Wyoming is Growing, Where Are the New Residents Moving From?
“Employment opportunities have always been the driving factor for Wyoming’s migration trend, but the pandemic played a significant role in 2020. Many people chose to relocate to less populated, lower cost areas during the pandemic, and the increased availability of remote work made this possible.” ~ State of Wyoming Department of Administration & Information
The largest net migration to Wyoming during the pandemic was from California (1,391), followed by Colorado (1,233) and New York (298) read a recent report from the State Department of Administration & Information.
Wyoming also added over 100 residents from Illinois, North Dakota, Oregon, and Washington, respectively. Idaho led Wyoming’s net outmigration with 547 more people switching residency. Arizona, Texas, Montana, and Florida also gained at least 200 residents each from Wyoming.
In recent years, the annual number of migrants who moved into or out of Wyoming was double the national average.
“Americans may move many times during their adult lives due to factors such as a job change, education, change of household or family, change in financial status, retirement, access to amenities, or just a change in lifestyle,” said Dr. Wenlin Liu, Chief Economist with the State of Wyoming, Economic Analysis Division.
IRS numbers show that the state experienced a positive net migration (inflow minus outflow) of roughly 1,400 persons between 2019 and 2020.
This is a reversal from the many years the state endured more people leaving than moving in.
“Employment opportunities have always been the driving factor for Wyoming’s migration trend, but the pandemic played a significant role in 2020,” continued Dr.
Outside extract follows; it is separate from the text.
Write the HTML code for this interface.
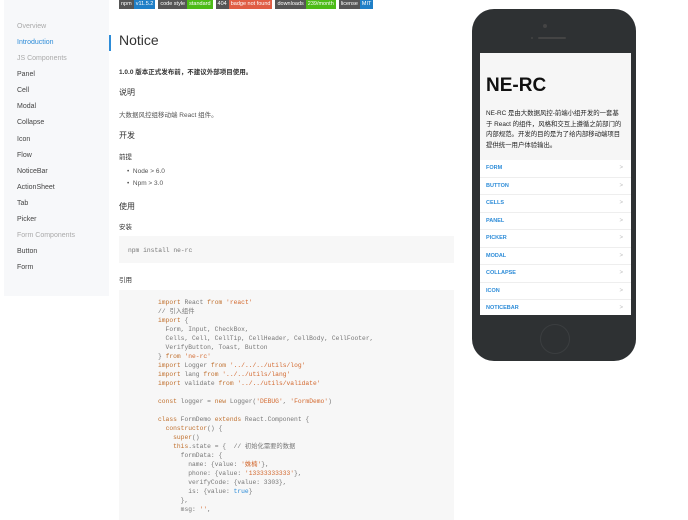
<!DOCTYPE html>
<html><head><meta charset="utf-8">
<style>
*{margin:0;padding:0;box-sizing:border-box}
body{width:688px;height:512px;overflow:hidden;background:#fff;font-family:"Liberation Sans","Noto Sans CJK SC",sans-serif;color:#333;position:relative}
.abs{position:absolute}
.side{left:4px;top:0;width:105px;height:296px;background:#f7f8fa}
.side div{position:absolute;left:13px;font-size:7px;color:#444;white-space:nowrap}
.side .g{color:#aaa}
.side .a{color:#2d8cd8}
.badges{left:119px;top:0;height:9px;display:flex;gap:3px;font-size:5.5px;line-height:9px;color:#fff}
.badges span{display:inline-block;padding:0 2px}
.d{background:#555}
h1{position:absolute;left:119px;top:32px;font-size:14px;font-weight:normal;color:#333}
.t{position:absolute;left:119px;white-space:nowrap}
.code{position:absolute;left:119px;width:335px;background:#f7f7f7;font-family:"Liberation Mono","Noto Sans CJK SC",monospace;font-size:6.3px;color:#777;white-space:pre;line-height:9px}
.k{color:#c0702e}.s{color:#d3692f}.b{color:#2d8cd8}
.phone{left:472px;top:9px;width:164px;height:352px;background:#2e3133;border-radius:22px}
.screen{left:480px;top:53px;width:151px;height:262px;background:#fff;overflow:hidden}
.li{position:absolute;left:0;width:151px;height:17.5px;border-bottom:1px solid #eee;font-size:5.5px;color:#2d8cd8;font-weight:bold;padding-left:6px;line-height:17px}
.li:after{content:">";position:absolute;right:8px;color:#bbb;font-weight:normal;font-size:6px}
</style></head><body>
<div class="abs side">
<div class="g" style="top:23px">Overview</div>
<div class="a" style="top:39px">Introduction</div>
<div class="g" style="top:55px">JS Components</div>
<div style="top:71px">Panel</div>
<div style="top:87px">Cell</div>
<div style="top:103px">Modal</div>
<div style="top:119px">Collapse</div>
<div style="top:136px">Icon</div>
<div style="top:152px">Flow</div>
<div style="top:168px">NoticeBar</div>
<div style="top:184px">ActionSheet</div>
<div style="top:200px">Tab</div>
<div style="top:216px">Picker</div>
<div class="g" style="top:232px">Form Components</div>
<div style="top:248px">Button</div>
<div style="top:264px">Form</div>
</div>
<div class="abs" style="left:109px;top:35px;width:1.5px;height:16px;background:#2d8cd8"></div>
<div class="abs badges">
<span style="padding:0"><span class="d">npm</span><span style="background:#1f7fc7">v11.5.2</span></span>
<span style="padding:0"><span class="d">code style</span><span style="background:#4cbb17">standard</span></span>
<span style="padding:0"><span class="d">404</span><span style="background:#e05d44">badge not found</span></span>
<span style="padding:0"><span class="d">downloads</span><span style="background:#4cbb17">239/month</span></span>
<span style="padding:0"><span class="d">license</span><span style="background:#1f7fc7">MIT</span></span>
</div>
<h1>Notice</h1>
<div class="t" style="top:66px;font-size:6.5px;font-weight:bold">1.0.0 版本正式发布前，不建议外部项目使用。</div>
<div class="t" style="top:87px;font-size:8px">说明</div>
<div class="t" style="top:109px;font-size:6.5px;color:#555">大数据风控组移动端 React 组件。</div>
<div class="t" style="top:130px;font-size:8px">开发</div>
<div class="t" style="top:151px;font-size:6.5px">前提</div>
<div class="t" style="top:168px;left:127px;font-size:6.5px;color:#555">•&nbsp; Node &gt; 6.0</div>
<div class="t" style="top:180px;left:127px;font-size:6.5px;color:#555">•&nbsp; Npm &gt; 3.0</div>
<div class="t" style="top:201px;font-size:8px">使用</div>
<div class="t" style="top:221px;font-size:6.5px">安装</div>
<div class="code" style="top:236px;height:27px;padding:10px 9px">npm install ne-rc</div>
<div class="t" style="top:274px;font-size:6.5px">引用</div>
<div class="code" style="top:290px;height:230px;padding:8px 0 0 39px"><span class="k">import</span> React <span class="k">from</span> <span class="s">'react'</span>
// 引入组件
<span class="k">import</span> {
  Form, Input, CheckBox,
  Cells, Cell, CellTip, CellHeader, CellBody, CellFooter,
  VerifyButton, Toast, Button
} <span class="k">from</span> <span class="s">'ne-rc'</span>
<span class="k">import</span> Logger <span class="k">from</span> <span class="s">'../../../utils/log'</span>
<span class="k">import</span> lang <span class="k">from</span> <span class="s">'../../utils/lang'</span>
<span class="k">import</span> validate <span class="k">from</span> <span class="s">'../../utils/validate'</span>

<span class="k">const</span> logger = <span class="k">new</span> Logger(<span class="s">'DEBUG'</span>, <span class="s">'FormDemo'</span>)

<span class="k">class</span> FormDemo <span class="k">extends</span> React.Component {
  <span class="k">constructor</span>() {
    <span class="k">super</span>()
    <span class="k">this</span>.state = {  // 初始化需要的数据
      formData: {
        name: {value: <span class="s">'姝楠'</span>},
        phone: {value: <span class="s">'13333333333'</span>},
        verifyCode: {value: 3303},
        is: {value: <span class="b">true</span>}
      },
      msg: <span class="s">''</span>,</div>
<div class="abs phone"></div>
<div class="abs" style="left:543px;top:24px;width:4px;height:4px;border-radius:50%;background:#444"></div>
<div class="abs" style="left:538px;top:37px;width:28px;height:2px;border-radius:1px;background:#444"></div>
<div class="abs" style="left:531px;top:37px;width:2px;height:2px;border-radius:1px;background:#444"></div>
<div class="abs" style="left:540px;top:324px;width:30px;height:30px;border-radius:50%;border:1px solid #3b3e40"></div>
<div class="abs screen">
<div class="abs" style="left:0;top:0;width:151px;height:107px;background:#f6f6f6"></div>
<div class="abs" style="left:6px;top:22px;font-size:19px;font-weight:bold;color:#111">NE-RC</div>
<div class="abs" style="left:6px;top:56px;width:138px;font-size:6.4px;line-height:10.5px;color:#222">NE-RC 是由大数据风控-前端小组开发的一套基于 React 的组件，风格和交互上遵循之前部门的内部规范。开发的目的是为了给内部移动端项目提供统一用户体验输出。</div>
<div class="li" style="top:107px">FORM</div>
<div class="li" style="top:124.5px">BUTTON</div>
<div class="li" style="top:142px">CELLS</div>
<div class="li" style="top:159.5px">PANEL</div>
<div class="li" style="top:177px">PICKER</div>
<div class="li" style="top:194.5px">MODAL</div>
<div class="li" style="top:212px">COLLAPSE</div>
<div class="li" style="top:229.5px">ICON</div>
<div class="li" style="top:247px">NOTICEBAR</div>
</div>
</body></html>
Liu.
“Many people chose to relocate to less populated, lower cost areas during the pandemic, and the increased availability of remote work made this possible.”
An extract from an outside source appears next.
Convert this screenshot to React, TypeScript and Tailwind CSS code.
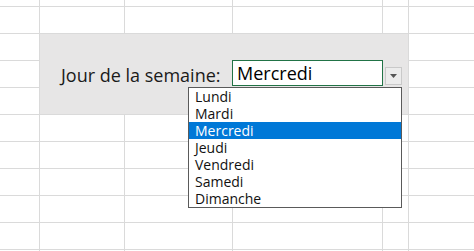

The average adjusted gross income (AGI) for Inflow Returns in 2020 was 92.6% higher than the Outflow Returns.
For migrant householders younger than 26 years old, the number of Outflows exceeded the number of Inflows. However, the number of Inflows was 19% percent higher than Outflows for householders between 45 and 64 years old, and was 9.2% higher for householders 65 years and over.
Migration data for the United States are produced by the Internal Revenue Service (IRS), Statistics of Income Division (SOI), and the tabulation is based on year-to-year address changes reported on individual income tax returns, combined with the number of personal exemptions or individuals.
These data are extracted from the IRS Individual Master File, which contains administrative information collected for every Form 1040, 1040A, and 1040EZ processed by the IRS.